A 59-year-old Salisbury doctor was sentenced recently by a federal court to eight years in prison. The doctor was found guilty of medical malpractice for implanting unnecessary stents in patients and reaping the financial benefit from insurers.
Failure to diagnose can be one of many reasons a medical professional is tried for medical malpractice in court. In the case of the Peninsula Regional Medical Center physician, repeated and unneeded diagnoses were found to be the problem.
The sentencing judge felt the doctor was motivated by easy money to push patients into relatively uncomplicated, but lucrative stent operations. The physician allegedly performed the $10,000 artery-widening procedures from 2003 to 2007 on patients who did not require them.
Some of the doctor’s former patients testified that the operations had negative effects. One woman claimed she had a heart attack on the operating table caused by a dye used in the procedure. Another patient said he nearly died from being told to take prescription blood thinners.
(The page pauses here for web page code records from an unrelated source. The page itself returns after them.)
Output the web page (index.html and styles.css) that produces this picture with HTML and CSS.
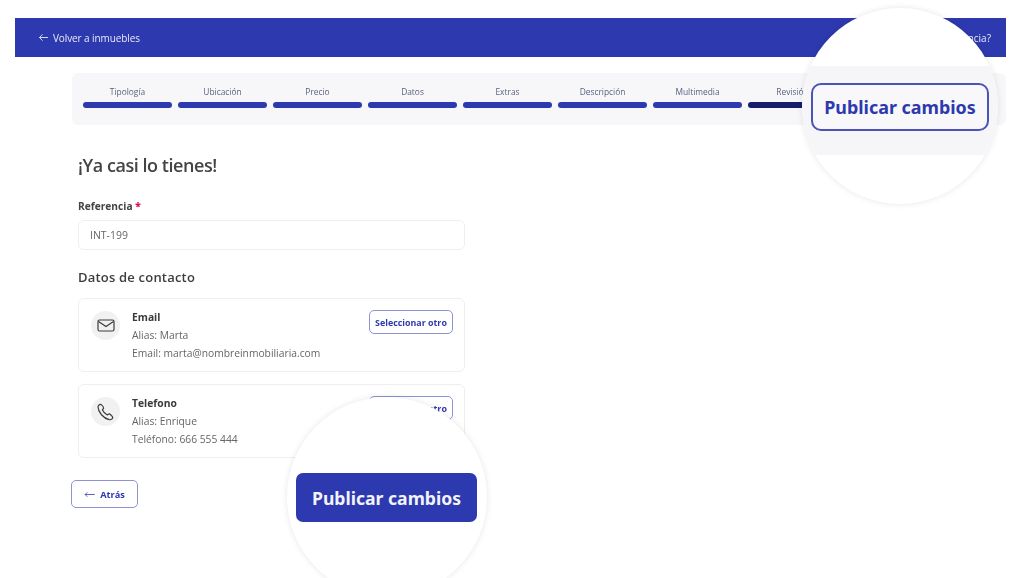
FILE: index.html
```html
<!DOCTYPE html>
<html lang="es">
<head>
<meta charset="utf-8">
<title>Publicar cambios</title>
<link rel="stylesheet" href="styles.css">
</head>
<body>
<div class="page">
  <header class="topbar">
    <a class="back-link">
      <svg class="back-icon" viewBox="0 0 12 10" fill="none"><path d="M11 5H1.500M5 1.500 1.500 5 5 8.500" stroke="currentColor" stroke-width="1"/></svg>
      Volver a inmuebles
    </a>
    <span class="help">¿Necesitas asistencia?</span>
  </header>

  <nav class="steps">
    <div class="step"><span>Tipología</span><i></i></div>
    <div class="step"><span>Ubicación</span><i></i></div>
    <div class="step"><span>Precio</span><i></i></div>
    <div class="step"><span>Datos</span><i></i></div>
    <div class="step"><span>Extras</span><i></i></div>
    <div class="step"><span>Descripción</span><i></i></div>
    <div class="step"><span>Multimedia</span><i></i></div>
    <div class="step current"><span>Revisión</span><i></i></div>
  </nav>

  <main class="content">
    <h1>¡Ya casi lo tienes!</h1>
    <label class="field-label">Referencia <b>*</b></label>
    <div class="input">INT-199</div>
    <h2>Datos de contacto</h2>

    <section class="card">
      <div class="icon-disc">
        <svg viewBox="0 0 18 13" width="18" height="13" fill="none" stroke="#3c3c3c" stroke-width="1.200"><rect x="1" y="1" width="16" height="11" rx="1.500"/><path d="M1.500 2.500 9 7.500l7.500-5"/></svg>
      </div>
      <div class="card-text">
        <strong>Email</strong>
        <span>Alias: Marta</span>
        <span>Email: marta@nombreinmobiliaria.com</span>
      </div>
      <button class="btn-outline">Seleccionar otro</button>
    </section>

    <section class="card">
      <div class="icon-disc">
        <svg viewBox="0 0 20 20" width="20" height="20" fill="none" stroke="#3c3c3c" stroke-width="1.200" stroke-linejoin="round"><path d="M3 3c.8-.9 2-.9 2.700 0l1.600 2c.5.700.4 1.500-.2 2l-.8.800c1 2.200 2.800 4 5 5.200l1-.7c.7-.5 1.500-.4 2.100.2l1.800 1.800c.7.700.7 1.800 0 2.400-.8.800-1.900 1.200-3 1C7.500 16.500 2 10 2 4.800c0-.7.400-1.200 1-1.800Z"/></svg>
      </div>
      <div class="card-text">
        <strong>Telefono</strong>
        <span>Alias: Enrique</span>
        <span>Teléfono: 666 555 444</span>
      </div>
      <button class="btn-outline">Seleccionar otro</button>
    </section>

    <button class="btn-back">
      <svg viewBox="0 0 12 8" width="11" height="7" fill="none"><path d="M12 4H1M3.500 1.500 1 4l2.500 2.500" stroke="#2d39ae" stroke-width=".9"/></svg>
      Atrás
    </button>
  </main>

  <div class="lens lens-top">
    <div class="lens-band"><button class="big-outline">Publicar cambios</button></div>
  </div>
  <div class="lens lens-bottom">
    <button class="big-solid">Publicar cambios</button>
  </div>
</div>
</body>
</html>
```

FILE: styles.css
```css
* { box-sizing: border-box; }
html, body { margin: 0; height: 100%; background: #fff; overflow: hidden; }
body { font-family: "Open Sans", "Noto Sans", sans-serif; color: #444; }
.page { position: relative; width: 1036px; height: 578px; overflow: hidden; padding-top: 18px; filter: blur(.4px); }

.topbar {
  margin: 0 30px 0 15px; height: 39px; padding: 0 15px 0 23px;
  background: #2d39ae; color: #e8eaf8; font-size: 10px;
  display: flex; align-items: center; justify-content: space-between;
}
.back-link { display: flex; align-items: center; gap: 4px; letter-spacing: -.1px; }
.back-icon { width: 11px; height: 9px; }

.steps {
  margin: 16px 30px 0 72px; height: 52px; padding: 12px 11px 0;
  background: #f7f7f9; border-radius: 6px;
  display: flex; gap: 6px;
}
.step { width: 89px; display: flex; flex-direction: column; align-items: center; gap: 4px; font-size: 8.400px; color: #5b5f80; }
.step span { line-height: 13px; }
.step i { display: block; width: 100%; height: 6px; border-radius: 3px; background: #2d39ae; }
.step.current i { background: #161d6b; }

.content { margin-left: 78px; width: 387px; }
h1 { margin: 28px 0 0; font-size: 18px; line-height: 24px; font-weight: 600; letter-spacing: -.45px; color: #444; }
.field-label { display: block; margin-top: 22px; font-size: 10.200px; line-height: 14px; font-weight: 700; color: #444; }
.field-label b { color: #d8134f; }
.input {
  margin-top: 7px; height: 30px; padding: 0 11px; display: flex; align-items: center;
  border: 1px solid #eeeef0; border-radius: 6px; font-size: 10.500px; color: #666;
}
h2 { margin: 18px 0 0; font-size: 13px; line-height: 18px; font-weight: 600; color: #3d3d3d; letter-spacing: .2px; }

.card {
  margin-top: 12px; height: 74px; padding: 12px 11px 0 12px; border: 1px solid #eeeef0; border-radius: 6px;
  display: flex; align-items: flex-start;
}
.icon-disc {
  width: 29px; height: 29px; border-radius: 50%; background: #f1f1f1; flex: none;
  display: flex; align-items: center; justify-content: center;
}
.card-text { margin-left: 12px; flex: 1; display: flex; flex-direction: column; font-size: 10.300px; line-height: 18px; color: #666; margin-top: -3px; }
.card-text strong { font-weight: 700; color: #3a3a3a; }
.btn-outline {
  font: 700 8.900px "Open Sans", sans-serif; color: #2d39ae; background: #fff;
  width: 84px; height: 24px; padding: 0; border: 1.200px solid #8e93d3; border-radius: 5px; margin-top: -1px;
}
.btn-back {
  margin: 22px 0 0 -7px; width: 67px; height: 28px; padding: 0;
  background: #fff; border: 1.200px solid #8e93d3; border-radius: 5px;
  font: 700 9.200px "Open Sans", sans-serif; color: #2d39ae;
  display: flex; align-items: center; justify-content: center; gap: 5px;
}

.lens {
  position: absolute; border-radius: 50%; background: #fff; overflow: hidden;
  box-shadow: 0 0 6px rgba(0,0,0,.1);
}
.lens-top { left: 802px; top: 8px; width: 196px; height: 196px; padding-top: 58px; }
.lens-band { height: 89px; background: #f6f6f8; display: flex; align-items: center; justify-content: center; padding-bottom: 7px; }
.big-outline {
  width: 178px; height: 48px; padding: 0; background: #f8f8fb; border: 2px solid #4a54b8; border-radius: 10px;
  font: 700 17.900px "Noto Sans", "Open Sans", sans-serif; color: #2d39ae;
}
.lens-bottom { left: 287px; top: 397px; width: 200px; height: 200px; padding: 76px 0 0 9px; }
.big-solid {
  display: block; width: 181px; height: 49px; padding: 0; background: #2d39ae; border: 0; border-radius: 7px;
  font: 700 17.600px "Noto Sans", "Open Sans", sans-serif; color: #f2f3fb;
}
```
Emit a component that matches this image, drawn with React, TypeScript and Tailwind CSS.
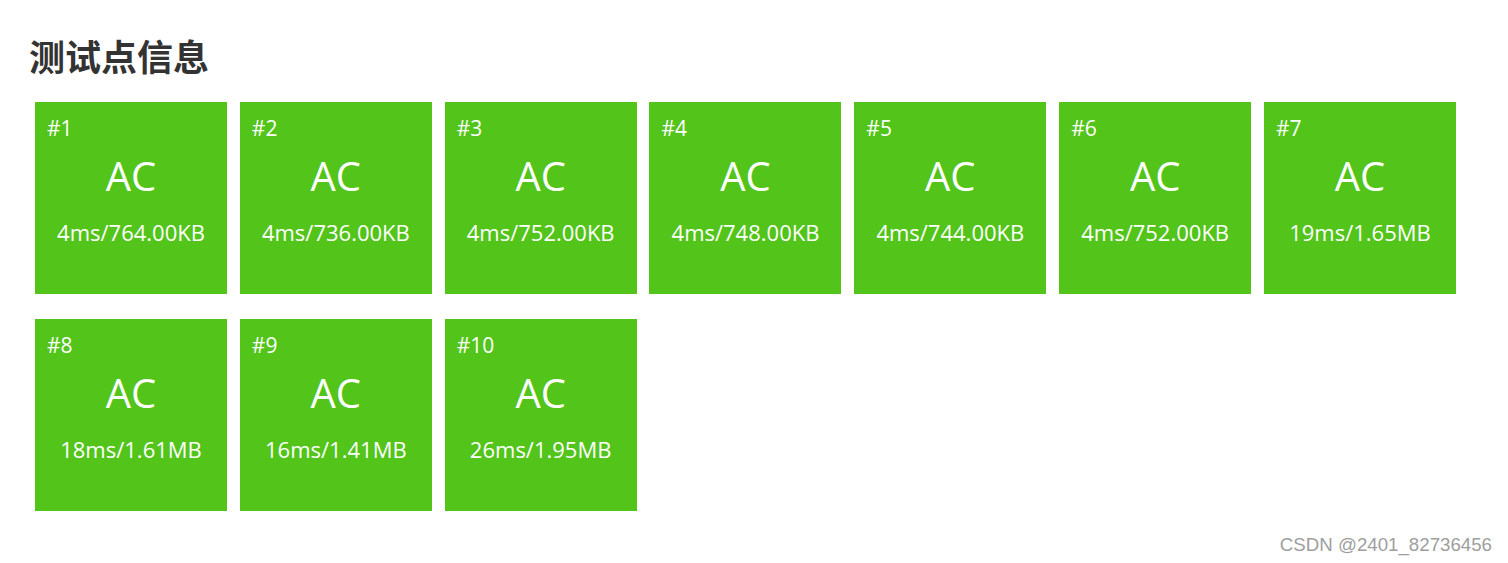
import React from "react";

const cases = [
  "4ms/764.00KB",
  "4ms/736.00KB",
  "4ms/752.00KB",
  "4ms/748.00KB",
  "4ms/744.00KB",
  "4ms/752.00KB",
  "19ms/1.65MB",
  "18ms/1.61MB",
  "16ms/1.41MB",
  "26ms/1.95MB",
];

export default function App() {
  return (
    <div className="relative w-[1508px] h-[563px] bg-white overflow-hidden" style={{ fontFamily: '"Open Sans", "Noto Sans", sans-serif' }}>
      <div className="pl-[35px] pt-[32px]">
        <h2
          className="-ml-[6px] text-[36px] leading-[46px] font-bold text-[#333333]"
          style={{ fontFamily: '"Noto Sans CJK SC", sans-serif' }}
        >
          测试点信息
        </h2>
        <div className="mt-[24px] flex flex-wrap gap-x-[12.83px] gap-y-[25px] w-[1430px]">
          {cases.map((c, i) => (
            <div key={i} className="w-[192px] h-[192px] bg-[#52c41a] text-white flex flex-col">
              <div className="pl-[12px] pt-[14px] text-[21px] leading-[24px]">#{i + 1}</div>
              <div className="text-center text-[40px] leading-[48px] mt-[12px]">AC</div>
              <div className="text-center text-[22px] leading-[28px] mt-[18px]">{c}</div>
            </div>
          ))}
        </div>
      </div>
      <div
        className="absolute right-[16px] bottom-[8px] text-[18.7px] leading-[20px] text-[#9e9e9e]"
        style={{ fontFamily: '"Liberation Sans", Arial, sans-serif' }}
      >
        CSDN @2401_82736456
      </div>
    </div>
  );
}
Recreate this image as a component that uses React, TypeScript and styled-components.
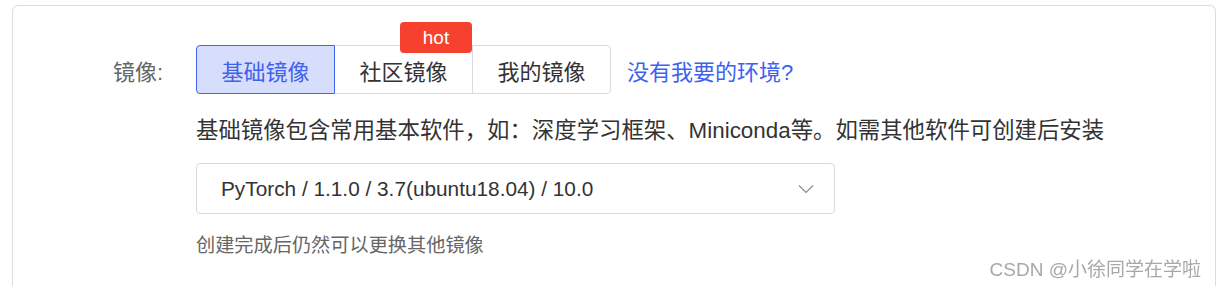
import { useState } from "react";
import styled, { createGlobalStyle } from "styled-components";

const GlobalStyle = createGlobalStyle`
  html, body {
    margin: 0;
    padding: 0;
    background: #ffffff;
    font-family: "Liberation Sans", "Noto Sans CJK SC", sans-serif;
  }
`;

const tabs = ["基础镜像", "社区镜像", "我的镜像"];

export default function App() {
  const [active, setActive] = useState(0);

  return (
    <>
      <GlobalStyle />
      <Card>
        <FormRow>
          <Label>镜像:</Label>
          <Field>
            <TabGroup>
              {tabs.map((tab, i) => (
                <Tab key={tab} selected={i === active} onClick={() => setActive(i)}>
                  {tab}
                  {i === 1 && <HotBadge>hot</HotBadge>}
                </Tab>
              ))}
            </TabGroup>
            <HelpLink href="#">没有我要的环境?</HelpLink>
          </Field>
        </FormRow>
        <Indented>
          <Description>
            基础镜像包含常用基本软件，如：深度学习框架、Miniconda等。如需其他软件可创建后安装
          </Description>
          <Select>
            <SelectValue>PyTorch / 1.1.0 / 3.7(ubuntu18.04) / 10.0</SelectValue>
            <svg width="16" height="10" viewBox="0 0 16 10" fill="none">
              <path d="M1 1.5 L8 8.5 L15 1.5" stroke="#8a8d96" strokeWidth="1.2" />
            </svg>
          </Select>
          <Hint>创建完成后仍然可以更换其他镜像</Hint>
        </Indented>
      </Card>
      <Watermark>CSDN @小徐同学在学啦</Watermark>
    </>
  );
}

const Card = styled.div`
  box-sizing: border-box;
  margin: 5px 0 0 12px;
  width: 1204px;
  height: 281px;
  border: 1px solid #dcdde3;
  border-bottom: none;
  border-radius: 6px 6px 0 0;
  padding-top: 39px;
`;

const FormRow = styled.div`
  display: grid;
  grid-template-columns: 183px 1fr;
  align-items: center;
`;

const Label = styled.div`
  text-align: right;
  padding-right: 33px;
  font-size: 22px;
  color: #666666;
`;

const Field = styled.div`
  display: flex;
  align-items: center;
`;

const TabGroup = styled.div`
  display: flex;
`;

const Tab = styled.div<{ selected?: boolean }>`
  position: relative;
  box-sizing: border-box;
  width: 139px;
  height: 49px;
  margin-left: -1px;
  display: flex;
  align-items: center;
  justify-content: center;
  font-size: 22px;
  cursor: pointer;
  color: ${({ selected }) => (selected ? "#3f62ee" : "#333333")};
  background: ${({ selected }) => (selected ? "#d7defb" : "#ffffff")};
  border: 1px solid ${({ selected }) => (selected ? "#3f66ef" : "#d9dae0")};
  z-index: ${({ selected }) => (selected ? 1 : 0)};

  &:first-child {
    margin-left: 0;
    border-radius: 4px 0 0 4px;
  }
  &:last-child {
    border-radius: 0 4px 4px 0;
  }
`;

const HotBadge = styled.span`
  position: absolute;
  top: -24px;
  right: 0;
  width: 72px;
  height: 31px;
  display: flex;
  align-items: center;
  justify-content: center;
  background: #f5412e;
  color: #ffffff;
  border-radius: 4px;
  font-size: 19px;
  z-index: 2;
`;

const HelpLink = styled.a`
  margin-left: 16px;
  font-size: 22px;
  color: #3d62f2;
  text-decoration: none;
`;

const Indented = styled.div`
  padding-left: 183px;
  display: flex;
  flex-direction: column;
  align-items: flex-start;
`;

const Description = styled.div`
  margin-top: 22px;
  line-height: 30px;
  font-size: 22.4px;
  color: #333333;
  white-space: nowrap;
`;

const Select = styled.div`
  box-sizing: border-box;
  margin-top: 17px;
  width: 639px;
  height: 51px;
  border: 1px solid #d9dae0;
  border-radius: 4px;
  padding: 0 20px 0 24px;
  display: flex;
  align-items: center;
  justify-content: space-between;
`;

const SelectValue = styled.span`
  font-size: 20.8px;
  color: #333333;
`;

const Hint = styled.div`
  margin-top: 19px;
  line-height: 26px;
  font-size: 19.2px;
  color: #666666;
`;

const Watermark = styled.div`
  position: fixed;
  right: 15px;
  top: 254px;
  font-size: 19px;
  color: #a8a8a8;
  white-space: nowrap;
`;
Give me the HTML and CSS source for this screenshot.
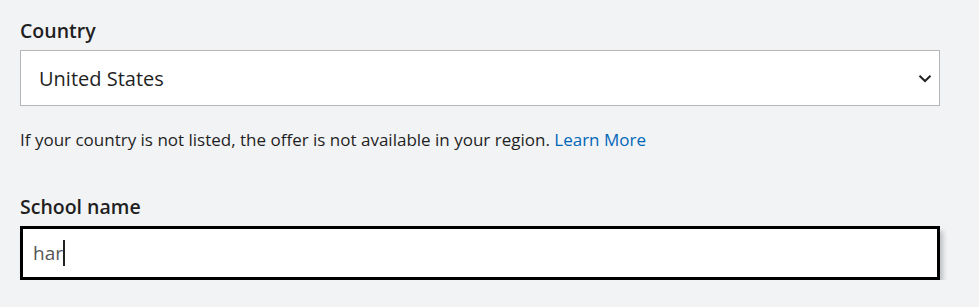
FILE: index.html
```html
<!DOCTYPE html>
<html lang="en">
<head>
  <meta charset="UTF-8">
  <meta name="viewport" content="width=device-width, initial-scale=1.0">
  <title>School verification</title>
  <link rel="stylesheet" href="styles.css">
</head>
<body>
  <form class="verify-form">
    <div class="field">
      <label class="field-label">Country</label>
      <div class="select-box">
        <span class="select-value">United States</span>
        <svg class="chevron" width="14" height="9" viewBox="0 0 14 9">
          <path d="M1.5 1.8 L7 7 L12.5 1.8" fill="none" stroke="#222" stroke-width="2"/>
        </svg>
      </div>
      <p class="hint">If your country is not listed, the offer is not available in your region. <a href="#" class="link">Learn More</a></p>
    </div>

    <div class="field">
      <label class="field-label">School name</label>
      <div class="text-box">
        <span class="typed">har</span><span class="caret"></span>
      </div>
    </div>
  </form>
</body>
</html>
```

FILE: styles.css
```css
body {
  margin: 0;
  background: #f2f3f5;
  font-family: 'Open Sans', 'Noto Sans', sans-serif;
  color: #1f1f1f;
}

.verify-form {
  padding: 19px 0 0 20px;
  width: 920px;
}

.field-label {
  display: block;
  font-size: 19.5px;
  font-weight: 600;
  line-height: 24px;
  margin-bottom: 7px;
}

.select-box {
  display: flex;
  align-items: center;
  justify-content: space-between;
  height: 56px;
  box-sizing: border-box;
  border: 1px solid #b6b6b6;
  background: #fff;
  padding: 0 7px 0 18px;
}

.select-value {
  font-size: 20px;
}

.chevron {
  display: block;
}

.hint {
  margin: 22px 0 43px;
  font-size: 17px;
  line-height: 24px;
}

.link {
  color: #0067b8;
  text-decoration: none;
}

.text-box {
  display: flex;
  align-items: center;
  height: 54px;
  box-sizing: border-box;
  border: 3px solid #000;
  background: #fff;
  padding: 0 10px;
  box-shadow: 3px 5px 5px rgba(0, 0, 0, 0.22);
}

.typed {
  font-size: 19px;
  color: #555;
}

.caret {
  width: 2px;
  height: 26px;
  background: #222;
}
```
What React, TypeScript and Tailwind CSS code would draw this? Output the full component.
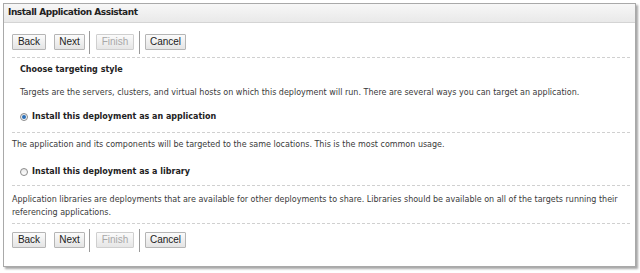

Prosecutors said the doctor manipulated patients’ records at PRMC to reflect a need for stent surgery and charged insurers for post-operative tests that were not necessary.
The accused doctor resigned from his position with PRMC last year following an internal hospital investigation. The hospital was held responsible for not preventing the unnecessary surgeries and paid a $1.8 million settlement.
The cardiologist was convicted this summer of health care fraud and is planning an appeal. The physician was ordered to give back $579,000 taken in proceeds and pay the same in restitution to insurers.